◆ **TASK GOAL**:
Go through the records below line by line, counting those that contain the word "styles"; answer with the count only.

◆ **MATERIAL FOR THE TASK**:

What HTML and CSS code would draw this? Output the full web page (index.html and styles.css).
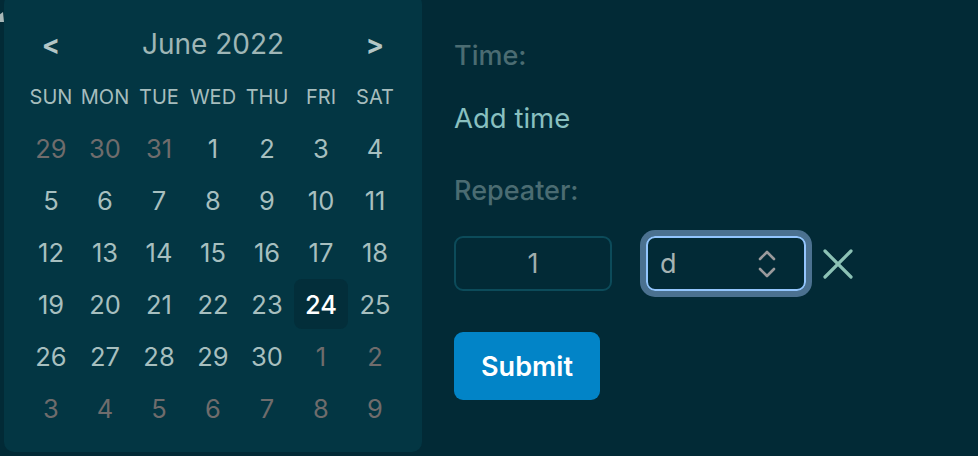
FILE: index.html
```html
<!DOCTYPE html>
<html lang="en">
<head>
<meta charset="utf-8">
<title>Date picker</title>
<link rel="stylesheet" href="styles.css">
</head>
<body>
<div class="page">
  <svg class="pointer" width="6" height="12" viewBox="0 0 6 12"><polygon points="0,3 4,0 5,10 0,10" fill="#a8b8b8"/></svg>
  <div class="calendar">
    <div class="cal-head">
      <span class="nav">&lt;</span>
      <span class="month">June 2022</span>
      <span class="nav">&gt;</span>
    </div>
    <div class="grid">
      <span class="wd">SUN</span><span class="wd">MON</span><span class="wd">TUE</span><span class="wd">WED</span><span class="wd">THU</span><span class="wd">FRI</span><span class="wd">SAT</span>
      <span class="d out">29</span><span class="d out">30</span><span class="d out">31</span><span class="d">1</span><span class="d">2</span><span class="d">3</span><span class="d">4</span>
      <span class="d">5</span><span class="d">6</span><span class="d">7</span><span class="d">8</span><span class="d">9</span><span class="d">10</span><span class="d">11</span>
      <span class="d">12</span><span class="d">13</span><span class="d">14</span><span class="d">15</span><span class="d">16</span><span class="d">17</span><span class="d">18</span>
      <span class="d">19</span><span class="d">20</span><span class="d">21</span><span class="d">22</span><span class="d">23</span><span class="d sel">24</span><span class="d">25</span>
      <span class="d">26</span><span class="d">27</span><span class="d">28</span><span class="d">29</span><span class="d">30</span><span class="d out">1</span><span class="d out">2</span>
      <span class="d out">3</span><span class="d out">4</span><span class="d out">5</span><span class="d out">6</span><span class="d out">7</span><span class="d out">8</span><span class="d out">9</span>
    </div>
  </div>
  <form class="form">
    <div class="label">Time:</div>
    <div class="add">Add time</div>
    <div class="label rep">Repeater:</div>
    <div class="row">
      <div class="num">1</div>
      <div class="select">
        <span>d</span>
        <svg class="chev" width="20" height="32" viewBox="0 0 20 32"><path d="M3 11 L10 4 L17 11 M3 21 L10 28 L17 21" fill="none" stroke="#9a9a9c" stroke-width="2.6" stroke-linecap="round" stroke-linejoin="round"/></svg>
      </div>
      <svg class="close" width="30" height="30" viewBox="0 0 30 30"><path d="M2 2 L28 28 M28 2 L2 28" stroke="#8cc2b5" stroke-width="3.2" stroke-linecap="round"/></svg>
    </div>
    <button type="button" class="submit">Submit</button>
  </form>
</div>
</body>
</html>
```
FILE: styles.css
```css
* { box-sizing: border-box; }
html, body { margin: 0; padding: 0; }
body {
  background: #022a36;
  font-family: Inter, "Noto Sans", sans-serif;
  width: 978px;
  height: 456px;
  overflow: hidden;
}
.page {
  position: relative;
  display: flex;
  align-items: flex-start;
}
.pointer {
  position: absolute;
  left: -1px;
  top: 12px;
}
.calendar {
  margin-left: 4px;
  margin-top: -6px;
  width: 418px;
  height: 458px;
  background: #033643;
  border-radius: 10px;
  padding: 24px 20px 0;
}
.cal-head {
  display: flex;
  align-items: center;
  height: 52px;
}
.nav {
  width: 54px;
  text-align: center;
  font-size: 27px;
  font-weight: 700;
  color: #b3c6c6;
}
.month {
  flex: 1;
  text-align: center;
  font-size: 28px;
  color: #9fb6b6;
}
.grid {
  display: grid;
  grid-template-columns: repeat(7, 54px);
  grid-auto-rows: 52px;
}
.wd {
  display: flex;
  align-items: center;
  justify-content: center;
  font-size: 20px;
  color: #a6bdbd;
  padding-top: 2px;
}
.d {
  display: flex;
  align-items: center;
  justify-content: center;
  font-size: 25.5px;
  color: #a7bfbf;
  margin: 1px 0 1px 0;
  border-radius: 8px;
}
.d.out { color: #6f6c6c; }
.d.sel {
  background: #032e3a;
  color: #ffffff;
  font-weight: 500;
}
.form {
  margin-left: 32px;
  padding-top: 36px;
  display: flex;
  flex-direction: column;
  align-items: flex-start;
}
.label {
  font-size: 27px;
  font-weight: 500;
  line-height: 40px;
  color: #4b6c72;
}
.add {
  margin-top: 22px;
  font-size: 27.5px;
  line-height: 40px;
  color: #89c0c0;
}
.rep { margin-top: 33px; }
.row {
  margin-top: 25px;
  display: flex;
  align-items: center;
}
.num {
  width: 158px;
  height: 55px;
  border: 2px solid #0c4b5a;
  border-radius: 9px;
  display: flex;
  align-items: center;
  justify-content: center;
  font-size: 27px;
  color: #9fadad;
}
.select {
  margin-left: 34px;
  width: 160px;
  height: 55px;
  border: 2px solid #93c5fd;
  border-radius: 9px;
  box-shadow: 0 0 0 6px #4b7190;
  display: flex;
  align-items: center;
  justify-content: space-between;
  padding: 0 27px 0 12px;
  font-size: 27px;
  color: #a5b3b3;
}
.chev { display: block; }
.close {
  margin-left: 17px;
  display: block;
}
.submit {
  margin-top: 41px;
  width: 146px;
  height: 68px;
  border: none;
  border-radius: 9px;
  background: #0284c7;
  color: #ffffff;
  font-family: Inter, "Noto Sans", sans-serif;
  font-size: 27px;
  font-weight: 600;
  padding: 0;
}
```
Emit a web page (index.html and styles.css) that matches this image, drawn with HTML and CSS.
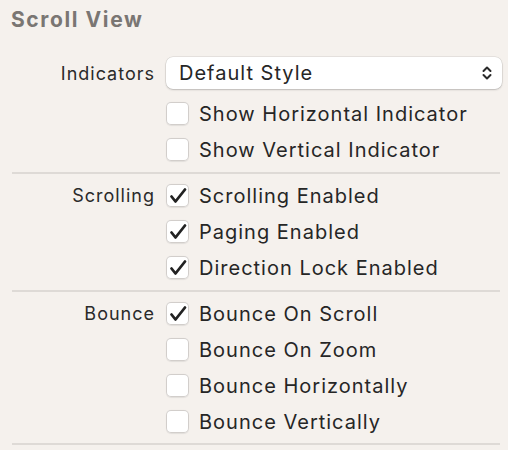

◆ **RESULT FOR THIS EXERCISE**:
4